Input files contain sequence data to be analyzed. For Illumina data, these will usually be in split fastq format and there will be one file for each read segment that comes off the sequencing machine. The read segments are catalogued for future reference and are indexed as an array, where 0=Read1, 1=Index1, 2=Index2, 3=Read2. Barcode tokens define the type and location of the sequences of interest in each read segment. Barcodes may appear at any position and orientation in any read segment. Each type of barcode included in the experimental design is designated as a separate entity. The transform patterns define how each sequence component to be extracted is to be handled. Each token comprises three colon separated components, segment:start:end. Per Python array slicing syntax, the start coordinate (offset) is inclusive and the end coordinate is exclusive. Start and end coordinates default to 0 and the end of the segment, respectively.


After sequence classification, the tokenized sequences that have been extracted are written along with their associated metadata, including sequence quality and confidence scores, to specific auxiliary tags within the SAM format.

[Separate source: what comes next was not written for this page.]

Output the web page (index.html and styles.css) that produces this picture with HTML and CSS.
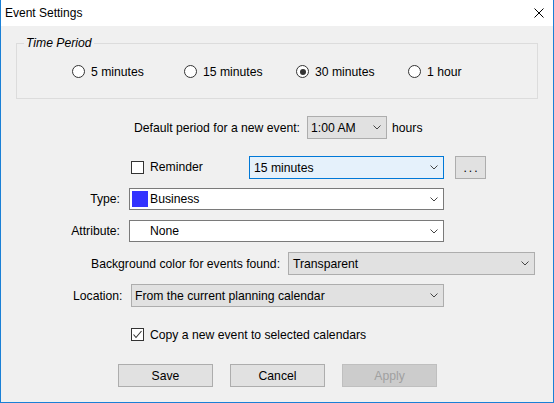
FILE: index.html
```html
<!DOCTYPE html>
<html>
<head>
<meta charset="utf-8">
<title>Event Settings</title>
<link rel="stylesheet" href="styles.css">
</head>
<body>
<div class="window">
  <div class="titlebar">
    <span class="title">Event Settings</span>
    <svg class="close" width="10" height="10" viewBox="0 0 10 10"><path d="M0.5 0.5 L9.5 9.5 M9.5 0.5 L0.5 9.5" stroke="#000" stroke-width="1" fill="none"/></svg>
  </div>
  <div class="body">
    <div class="group">
      <span class="legend">Time Period</span>
      <div class="radios">
        <div class="radio"><span class="rcircle"></span><span>5 minutes</span></div>
        <div class="radio"><span class="rcircle"></span><span>15 minutes</span></div>
        <div class="radio"><span class="rcircle checked"></span><span>30 minutes</span></div>
        <div class="radio"><span class="rcircle"></span><span>1 hour</span></div>
      </div>
    </div>

    <div class="row row-default">
      <span class="lbl">Default period for a new event:</span>
      <div class="sel sel-gray sel-time"><span>1:00 AM</span><svg class="chev" width="8" height="5" viewBox="0 0 8 5"><polyline points="0.5,0.5 4,4 7.5,0.5" fill="none" stroke="#444" stroke-width="1"/></svg></div>
      <span class="hours">hours</span>
    </div>

    <div class="row row-reminder">
      <div class="check-wrap"><span class="cbox"></span><span class="rem-text">Reminder</span></div>
      <div class="sel sel-focus sel-remind"><span>15 minutes</span><svg class="chev" width="8" height="5" viewBox="0 0 8 5"><polyline points="0.5,0.5 4,4 7.5,0.5" fill="none" stroke="#444" stroke-width="1"/></svg></div>
      <div class="btn btn-dots">...</div>
    </div>

    <div class="row row-field">
      <span class="flabel">Type:</span>
      <div class="sel sel-white sel-wide"><span class="val"><span class="swatch"></span>Business</span><svg class="chev" width="8" height="5" viewBox="0 0 8 5"><polyline points="0.5,0.5 4,4 7.5,0.5" fill="none" stroke="#444" stroke-width="1"/></svg></div>
    </div>

    <div class="row row-field row-attr">
      <span class="flabel">Attribute:</span>
      <div class="sel sel-white sel-wide"><span class="val"><span class="swatch empty"></span>None</span><svg class="chev" width="8" height="5" viewBox="0 0 8 5"><polyline points="0.5,0.5 4,4 7.5,0.5" fill="none" stroke="#444" stroke-width="1"/></svg></div>
    </div>

    <div class="row row-bg">
      <span class="bglabel">Background color for events found:</span>
      <div class="sel sel-gray sel-bg"><span>Transparent</span><svg class="chev" width="8" height="5" viewBox="0 0 8 5"><polyline points="0.5,0.5 4,4 7.5,0.5" fill="none" stroke="#444" stroke-width="1"/></svg></div>
    </div>

    <div class="row row-loc">
      <span class="loclabel">Location:</span>
      <div class="sel sel-gray sel-loc"><span>From the current planning calendar</span><svg class="chev" width="8" height="5" viewBox="0 0 8 5"><polyline points="0.5,0.5 4,4 7.5,0.5" fill="none" stroke="#444" stroke-width="1"/></svg></div>
    </div>

    <div class="row row-copy">
      <span class="cbox"><svg width="11" height="11" viewBox="0 0 11 11"><polyline points="1.5,5.5 4,8.5 9.5,2" fill="none" stroke="#333" stroke-width="1.1"/></svg></span>
      <span>Copy a new event to selected calendars</span>
    </div>

    <div class="row row-buttons">
      <div class="btn btn-main">Save</div>
      <div class="btn btn-main">Cancel</div>
      <div class="btn btn-main btn-disabled">Apply</div>
    </div>
  </div>
</div>
</body>
</html>
```

FILE: styles.css
```css
* { box-sizing: border-box; }

body {
  margin: 0;
  font-family: "Liberation Sans", Arial, sans-serif;
  font-size: 12.2px;
  color: #000;
  background: #f0f0f0;
}

.window {
  width: 554px;
  height: 403px;
  border: 1px solid #1a80d6;
  border-top: 0;
  background: #f0f0f0;
  display: flex;
  flex-direction: column;
}

.titlebar {
  height: 26px;
  background: #fff;
  display: flex;
  align-items: center;
  justify-content: space-between;
  padding: 0 9px 0 4px;
  flex: none;
}

.title { font-size: 12px; }

.close { display: block; }

.body {
  display: flex;
  flex-direction: column;
  flex: 1;
}

.group {
  position: relative;
  margin: 17px 15px 0 15px;
  height: 56px;
  border: 1px solid #dcdcdc;
}

.legend {
  position: absolute;
  top: -8px;
  left: 7px;
  padding: 0 2px;
  line-height: 14px;
  background: #f0f0f0;
  font-style: italic;
}

.radios {
  display: flex;
  padding: 20px 0 0 55px;
}

.radio {
  width: 112px;
  height: 15px;
  display: flex;
  align-items: center;
  gap: 6px;
}

.rcircle {
  width: 13px;
  height: 13px;
  border: 1px solid #333;
  border-radius: 50%;
  background: #fff;
  display: flex;
  align-items: center;
  justify-content: center;
  flex: none;
}

.rcircle.checked::after {
  content: "";
  width: 6px;
  height: 6px;
  border-radius: 50%;
  background: #333;
}

.row {
  display: flex;
  align-items: center;
}

.sel {
  display: flex;
  align-items: center;
  justify-content: space-between;
  border: 1px solid #adadad;
  padding: 0 5px 0 3px;
  white-space: nowrap;
}

.sel-gray { background: #e1e1e1; border-color: #adadad; }
.sel-white { background: #fff; border-color: #7a7a7a; }
.sel-focus { background: #e5f1fb; border-color: #0078d7; }

.chev { display: block; flex: none; }

.row-default {
  margin: 17px 0 0 133px;
  height: 23px;
}

.lbl {
  width: 165px;
  white-space: nowrap;
}

.sel-time {
  width: 80px;
  height: 23px;
  margin-left: 8px;
}

.hours { margin-left: 5px; }

.row-reminder {
  margin: 17px 0 0 130px;
  height: 23px;
}

.check-wrap {
  width: 118px;
  display: flex;
  align-items: center;
  gap: 6px;
}

.rem-text { position: relative; top: -1px; }

.cbox {
  width: 13px;
  height: 13px;
  border: 1px solid #333;
  background: #fff;
  display: flex;
  align-items: center;
  justify-content: center;
  flex: none;
}

.cbox svg { display: block; }

.sel-remind {
  width: 195px;
  height: 23px;
  padding-left: 4px;
}

.btn {
  display: flex;
  align-items: center;
  justify-content: center;
  background: #e1e1e1;
  border: 1px solid #adadad;
}

.btn-dots {
  width: 31px;
  height: 23px;
  margin-left: 11px;
  letter-spacing: 2px;
  padding-left: 2px;
}

.row-field {
  margin-top: 9px;
  height: 22px;
}

.row-attr { margin-top: 10px; }

.flabel {
  width: 119px;
  text-align: right;
  margin-right: 9px;
}

.sel-wide {
  width: 315px;
  height: 22px;
  padding-left: 2px;
}

.val {
  display: flex;
  align-items: center;
  gap: 2px;
}

.swatch {
  width: 16px;
  height: 16px;
  background: #3434ff;
}

.swatch.empty { background: transparent; }

.row-bg {
  margin: 10px 0 0 90px;
  height: 23px;
}

.bglabel {
  width: 197px;
  white-space: nowrap;
}

.sel-bg {
  width: 247px;
  height: 23px;
  padding-left: 4px;
}

.row-loc {
  margin: 9px 0 0 72px;
  height: 23px;
}

.loclabel { width: 58px; }

.sel-loc {
  width: 313px;
  height: 23px;
}

.row-copy {
  margin: 20px 0 0 130px;
  height: 15px;
  gap: 6px;
}

.row-buttons {
  margin: 22px 0 0 117px;
  gap: 17px;
}

.btn-main {
  width: 95px;
  height: 23px;
}

.btn-disabled {
  background: #cccccc;
  border-color: #bfbfbf;
  color: #a0a0a0;
}
```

While Pheniqs can also produce FASTQ output, SAM is preferred since it preserves all associated metadata.

sam output

Sample output for the 150nt paired-end dual-indexed experimental design shown above. Template read segments are emitted along with observed and most likely inferred barcode sequences, quality scores, and error probabilities. The confidence score for each token is one minus its estimated error based on the full posterior probability of observation; for the compound sample barcode here, it is the product of the confidence scores for each component and is one minus the error probability shown.

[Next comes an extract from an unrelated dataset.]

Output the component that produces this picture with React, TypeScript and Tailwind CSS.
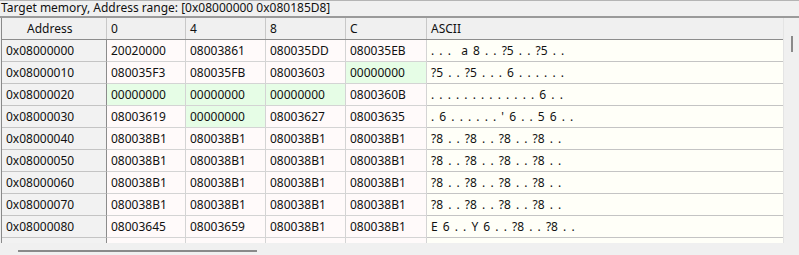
import React from "react";

interface Row {
  addr: string;
  words: string[];
  ascii: string;
}

const rows: Row[] = [
  { addr: "0x08000000", words: ["20020000", "08003861", "080035DD", "080035EB"], ascii: ". . .  a 8 . . ?5 . . ?5 . ." },
  { addr: "0x08000010", words: ["080035F3", "080035FB", "08003603", "00000000"], ascii: "?5 . . ?5 . . . 6 . . . . . ." },
  { addr: "0x08000020", words: ["00000000", "00000000", "00000000", "0800360B"], ascii: ". . . . . . . . . . . . . 6 . ." },
  { addr: "0x08000030", words: ["08003619", "00000000", "08003627", "08003635"], ascii: ". 6 . . . . . . ' 6 . . 5 6 . ." },
  { addr: "0x08000040", words: ["080038B1", "080038B1", "080038B1", "080038B1"], ascii: "?8 . . ?8 . . ?8 . . ?8 . ." },
  { addr: "0x08000050", words: ["080038B1", "080038B1", "080038B1", "080038B1"], ascii: "?8 . . ?8 . . ?8 . . ?8 . ." },
  { addr: "0x08000060", words: ["080038B1", "080038B1", "080038B1", "080038B1"], ascii: "?8 . . ?8 . . ?8 . . ?8 . ." },
  { addr: "0x08000070", words: ["080038B1", "080038B1", "080038B1", "080038B1"], ascii: "?8 . . ?8 . . ?8 . . ?8 . ." },
  { addr: "0x08000080", words: ["08003645", "08003659", "080038B1", "080038B1"], ascii: "E 6 . . Y 6 . . ?8 . . ?8 . ." },
  { addr: "", words: ["", "", "", ""], ascii: "" },
];

const cols = "grid grid-cols-[105px_79px_80px_80px_81px_1fr]";

export default function App() {
  return (
    <div
      className="w-[799px] h-[255px] bg-[#f0f0f0] text-[12px] text-[#111] overflow-hidden flex flex-col"
      style={{ fontFamily: '"Noto Sans", "Open Sans", sans-serif' }}
    >
      {/* title */}
      <div className="h-[16px] border-t border-[#b4b4b4] leading-[14px] pl-px whitespace-pre">
        Target memory, Address range: [0x08000000 0x080185D8]
      </div>
      <div className="h-[2px] bg-[#9a9a9a]" />

      <div className="flex h-[225px]">
        {/* table */}
        <div className="ml-px w-[782px] border-l border-[#8a8a8a] overflow-hidden">
          <div className={`${cols} h-[22px] bg-[#f0f0f0] border-b border-[#8c8c8c] leading-[21px]`}>
            <div className="pl-[25px] border-r border-[#c8c8c8]">Address</div>
            <div className="pl-[4px] border-r border-[#c8c8c8]">0</div>
            <div className="pl-[4px] border-r border-[#c8c8c8]">4</div>
            <div className="pl-[4px] border-r border-[#c8c8c8]">8</div>
            <div className="pl-[4px] border-r border-[#c8c8c8]">C</div>
            <div className="pl-[4px]">ASCII</div>
          </div>
          {rows.map((r, i) => (
            <div key={i} className={`${cols} h-[22px] leading-[21px]`}>
              <div className="pl-[4px] bg-[#f2f2f2] border-r border-b border-r-[#8c8c8c] border-b-[#c4c4c4]">{r.addr}</div>
              {r.words.map((w, j) => (
                <div
                  key={j}
                  className={`pl-[4px] border-r border-b border-[#d4d4d4] ${
                    w === "00000000" ? "bg-[#e6fde6]" : "bg-[#fffafa]"
                  }`}
                >
                  {w}
                </div>
              ))}
              <div className="pl-[4px] bg-[#fffff8] border-b border-[#c4c4c4] whitespace-pre [word-spacing:2px]">
                {r.ascii}
              </div>
            </div>
          ))}
        </div>

        {/* vertical scrollbar */}
        <div className="w-[16px] relative border-l border-[#e4e4e4]">
          <div className="absolute left-[7px] top-[18px] w-[2px] h-[16px] bg-[#8a8a8a]" />
        </div>
      </div>

      {/* horizontal scrollbar */}
      <div className="flex-1 relative">
        <div className="absolute left-[18px] top-[7px] w-[239px] h-[2px] bg-[#8a8a8a]" />
      </div>
    </div>
  );
}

The SAM tags populated by Pheniqs are summarized below:

Name Description Example
RG Read group identifier matching an RG:ID field in the header. H7LT2DSXX:1:GAACTGAGCGTCGTGGAGCG
BC Raw uncorrected sample barcode sequence. GAACTGAGCG-TCGTGGAGCG
QT Phred quality of the sample barcode sequence in the BC tag. ,FF::F:F:F-,,FF::FF:F
XB The probability that sample barcode decoding is incorrect. 2.27479e-06
CB Cellular identifier. ACTGCATA
CR Raw uncorrected cellular barcode sequence. ACTGCATT
CY Phred quality of the cellular barcode sequence in the CR tag. ,,FF::FF
XC The probability that Cellular barcode decoding is incorrect. 2.27479e-06
MI Molecular Identifier.  
RX Molecular barcode sequence, either corrected or uncorrected.  
QX Phred quality of the molecular barcode sequence in the RX tag.  
OX Raw uncorrected molecular barcode sequence.  
BZ Phred quality of the molecular barcode sequence in the OX tag.  
XM The probability that molecular barcode decoding is incorrect.